Benediction: A beguiling portrait of Great War poet Siegfried Sassoon

Friday, 20th May — By Dan Carrier


Jack Lowden plays the young Siegfried Sassoon in Benediction


Directed by Terence Davies
Certificate: 12a

The Complete Memoirs of George Sherston created a pre-Great War world of gentle country vistas, warm summers, horse riding and picnics – before taking the reader into the hell of trench warfare.

Such a contrast is at the heart of Siegfried Sassoon’s autobiographical story, which begins with idyllic canters on the South Downs.

This biopic of sorts flips between ages, with Jack Lowden playing the younger poet, and strangely accented Peter Capaldi as the older version.

We are treated to a back story told through Sassoon’s evergreen poetry and footage of the trenches. It is melancholic, deeply sad, yet Sassoon’s ability to bring alive what was happening through his writing is astoundingly beautiful.

Then the story jumps to Sassoon standing in front of an Army board, after wilfully refusing to take part in any more organised mass murder. It’s the same Catch 22 Yossarian finds himself in: you’d have to be mad to fight a war, but by recognising this, you are clearly in a fit state of mind and must go back to the front.

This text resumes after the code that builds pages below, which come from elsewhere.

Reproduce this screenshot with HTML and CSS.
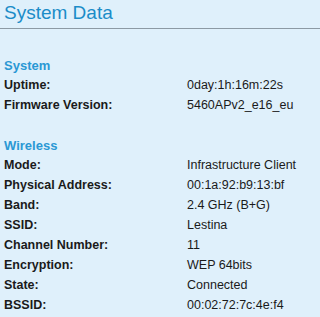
FILE: index.html
```html
<!DOCTYPE html>
<html lang="en">
<head>
    <meta charset="UTF-8">
    <title>System Data</title>
    <link rel="stylesheet" href="styles.css">
</head>
<body>

    <div class="title-bar">
        <h1>System Data</h1>
    </div>

    <table class="data">
        <tr class="section"><td colspan="2">System</td></tr>
        <tr><th>Uptime:</th><td>0day:1h:16m:22s</td></tr>
        <tr><th>Firmware Version:</th><td>5460APv2_e16_eu</td></tr>
        <tr class="spacer"><td colspan="2"></td></tr>
        <tr class="section"><td colspan="2">Wireless</td></tr>
        <tr><th>Mode:</th><td>Infrastructure Client</td></tr>
        <tr><th>Physical Address:</th><td>00:1a:92:b9:13:bf</td></tr>
        <tr><th>Band:</th><td>2.4 GHz (B+G)</td></tr>
        <tr><th>SSID:</th><td>Lestina</td></tr>
        <tr><th>Channel Number:</th><td>11</td></tr>
        <tr><th>Encryption:</th><td>WEP 64bits</td></tr>
        <tr><th>State:</th><td>Connected</td></tr>
        <tr><th>BSSID:</th><td>00:02:72:7c:4e:f4</td></tr>
    </table>

</body>
</html>
```

FILE: styles.css
```css
body {
    margin: 0;
    background-color: #dff0fb;
    font-family: "Liberation Sans", Arial, sans-serif;
    color: #1a1a1a;
}
.title-bar {
    height: 28px;
    border-bottom: 1px solid #8c9aa4;
    padding: 0 4px;
}
h1 {
    margin: 0;
    font-size: 19px;
    font-weight: normal;
    line-height: 25px;
    color: #1b8cc8;
}
.data {
    border-collapse: collapse;
    margin-top: 26px;
    width: 100%;
}
.data tr {
    height: 20px;
}
.data th,
.data td {
    padding: 0 4px;
    text-align: left;
    vertical-align: middle;
}
.data th {
    width: 175px;
    font-weight: bold;
    font-size: 12.5px;
}
.data td {
    font-size: 12.5px;
}
.section td {
    color: #2a98d4;
    font-weight: bold;
    font-size: 13px;
}
```
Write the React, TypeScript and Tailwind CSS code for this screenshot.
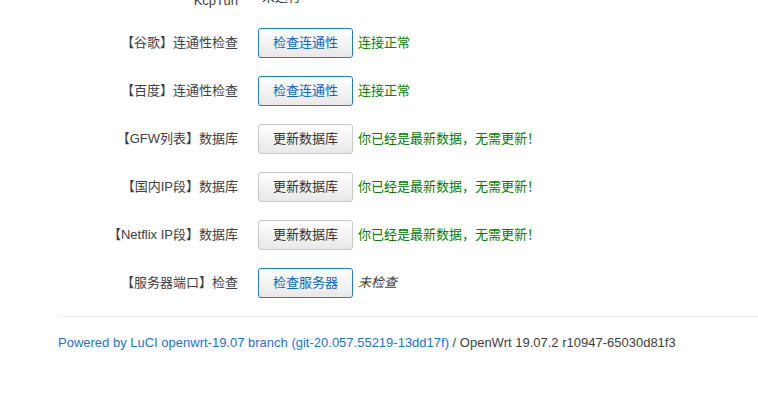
import React from "react";

type Row = {
  label: string;
  button: string;
  kind: "check" | "update";
  status: string;
  statusKind: "ok" | "muted";
};

const rows: Row[] = [
  { label: "【谷歌】连通性检查", button: "检查连通性", kind: "check", status: "连接正常", statusKind: "ok" },
  { label: "【百度】连通性检查", button: "检查连通性", kind: "check", status: "连接正常", statusKind: "ok" },
  { label: "【GFW列表】数据库", button: "更新数据库", kind: "update", status: "你已经是最新数据，无需更新！", statusKind: "ok" },
  { label: "【国内IP段】数据库", button: "更新数据库", kind: "update", status: "你已经是最新数据，无需更新！", statusKind: "ok" },
  { label: "【Netflix IP段】数据库", button: "更新数据库", kind: "update", status: "你已经是最新数据，无需更新！", statusKind: "ok" },
  { label: "【服务器端口】检查", button: "检查服务器", kind: "check", status: "未检查", statusKind: "muted" },
];

function ActionButton({ text, kind }: { text: string; kind: "check" | "update" }) {
  return (
    <button
      className={
        kind === "check"
          ? "h-[30px] w-[95px] rounded-[3px] border border-[#1b7be0] bg-gradient-to-b from-white to-[#e8e8e8] text-[13px] text-[#0a66cc]"
          : "h-[30px] w-[95px] rounded-[3px] border border-[#c8c8c8] bg-gradient-to-b from-white to-[#e8e8e8] text-[13px] text-[#333]"
      }
    >
      {text}
    </button>
  );
}

export default function App() {
  return (
    <div
      className="h-[410px] w-[758px] overflow-hidden bg-white text-[13px] text-[#404040]"
      style={{ fontFamily: '"Liberation Sans", "Noto Sans CJK SC", sans-serif' }}
    >
      <div className="-mt-[25px]">
        {/* partly hidden row above */}
        <div className="grid h-[44px] grid-cols-[238px_1fr] items-start gap-x-[20px] pt-[16px]">
          <div className="text-right">KcpTun</div>
          <div className="-mt-[4px] pl-[4px] text-[#333]">未运行</div>
        </div>

        {rows.map((row, i) => (
          <div key={i} className="grid h-[48px] grid-cols-[238px_1fr] items-center gap-x-[20px]">
            <div className="text-right">{row.label}</div>
            <div className="flex items-center gap-[5px]">
              <ActionButton text={row.button} kind={row.kind} />
              <span className={row.statusKind === "ok" ? "text-[#008000]" : "italic text-[#404040]"}>
                {row.status}
              </span>
            </div>
          </div>
        ))}
      </div>

      <div className="ml-[58px] mt-[9px] border-t border-[#eeeeee] pt-[16px] text-[13px]">
        <span className="text-[#1a73d9]">Powered by LuCI openwrt-19.07 branch (git-20.057.55219-13dd17f)</span>
        <span className="text-[#404040]"> / OpenWrt 19.07.2 r10947-65030d81f3</span>
      </div>
    </div>
  );
}
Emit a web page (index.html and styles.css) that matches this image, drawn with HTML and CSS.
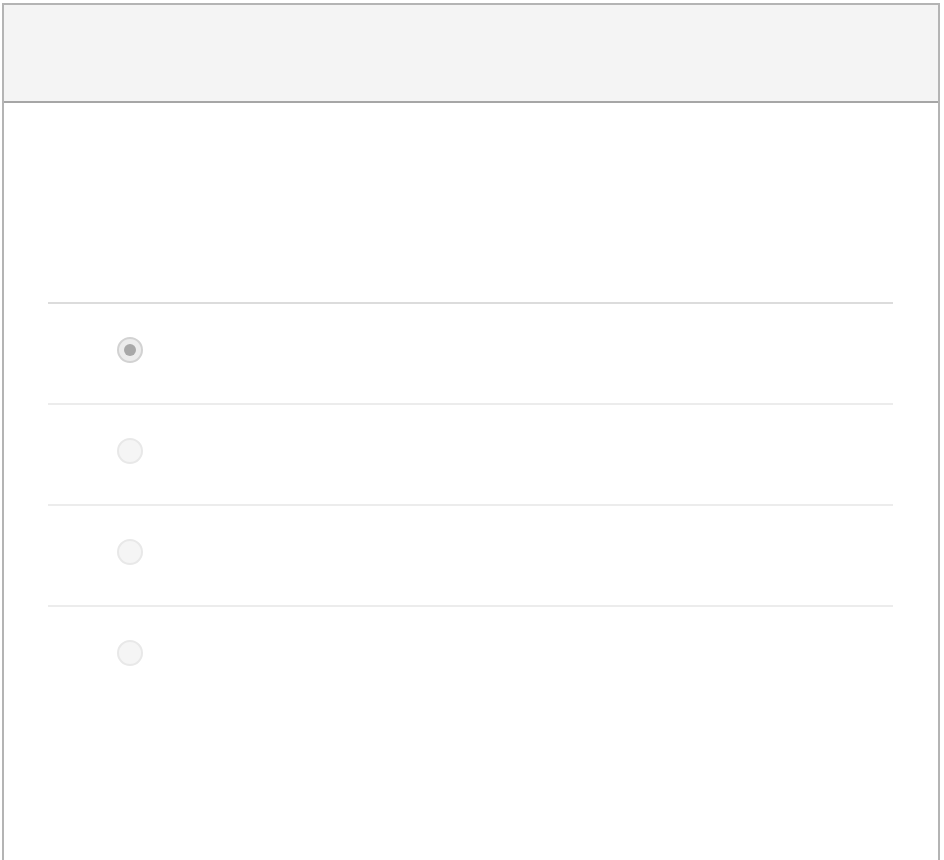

But his grand gesture to get court martialled and have his day in court, followed by the ultimate sacrifice of being shot by firing squad, is foiled. His friend Robbie Ross (Simon Russell Beale, well cast) ensures the agonised poet is instead deemed unfit for duty due to a nervous collapse and is sent to a pleasant sanatorium in Edinburgh, where he meets Dr Rivers and the poet Wilfred Owen.

There is a dream-like vibe about this film, a sign of the poet’s turmoil and anxiousness, the fall-out from the war and his life after.

Davies has created a post-traumatic nightmare, using clever tricks to bring out the surreal experience Sassoon had in the trenches and beyond.

The repugnance of war and the ethical failings of those who commanded it haunts the characters, a ghost on their back no matter which way they turn.

The story moves into the post-war years, where Sassoon had to face a society ridden with homophobia, and the antics of the gay men he loved. Ivor Novello (Jeremy Irvine) drops in to be a caddish lover, as does Stephen Tennant (Callum Lynch).

There is plenty to like about this strangely beguiling story. The fantasy moments are well-paced and provide a visual insight into what the Great War did to those who survived in body, if not in spirit.